- Born: c. 1525 Gelderland, Netherlands
- Died: 27 July 1610 (aged 84–85) Alkmaar, Netherlands
- Occupation: Cartographer

= Jacob van Langren =

Dutch cartographer and globe-maker

Jacob van Langren (Note: The name appears under a wide variety of forms. His first name was sometimes latinized as Jacobus even in Dutch. His last name is sometimes latinized as Langrenus or given as Langren, Langelaer, or Van Langelaar. His middle name is variously given as Floris, Floriz, Florens, Florentius, Floresz, Floreisz, Florissoon, and Floriszoon. He was also sometimes distinguished as Jacobus Florentius Ultrajectensis or Jacobus Florens Trajectensis, both meaning "from Utrecht".) (c. 1525 - 27 July 1610) was a Dutch cartographer and globe-maker who established a family dynasty of three generations in those professions.

== Early life ==
Jacob van Langren was born in Gelderland but moved to the Southern Netherlands and later to Amsterdam, where his sons Arnold and Hendrik were born.

== Career ==
By 1580, van Langren was producing globes in Amsterdam in collaboration with his son Arnold. That year, they presented one of their globes to officials in Amsterdam as an example of their work, with their names inscribed on it as the makers. However, no confirmed example of the 1580 globe is known to survive. The earliest surviving terrestrial globe attributed to van Langren dates from 1585 and is preserved in the Astronomical Museum in Rome. Another globe of the same year, formerly held at the Jesuit Collegio Romano in Rome, includes a dedication to King Christian IV of Denmark.

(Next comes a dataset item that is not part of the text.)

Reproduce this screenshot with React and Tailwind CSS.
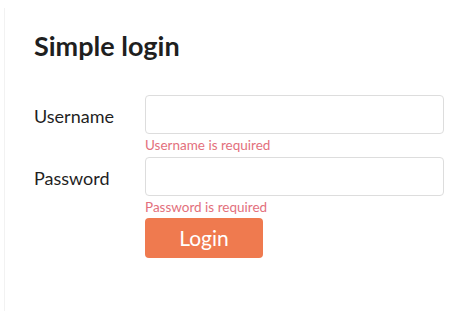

These were the first ever produced in the northern Low Countries. Over the next fifty years, the Van Langrens continued to revise and improve their engravings; Petrus Plancius collaborated on the 1589 edition. In 1592, the States General granted the Van Langren family a monopoly in the production of globes, which led to quarrels with Jodocus Hondius. His grandson Michael van Langren was also a cartographer.

== Death ==
Jacob died in Alkmaar in 1610, where he is buried in the Grote Kerk.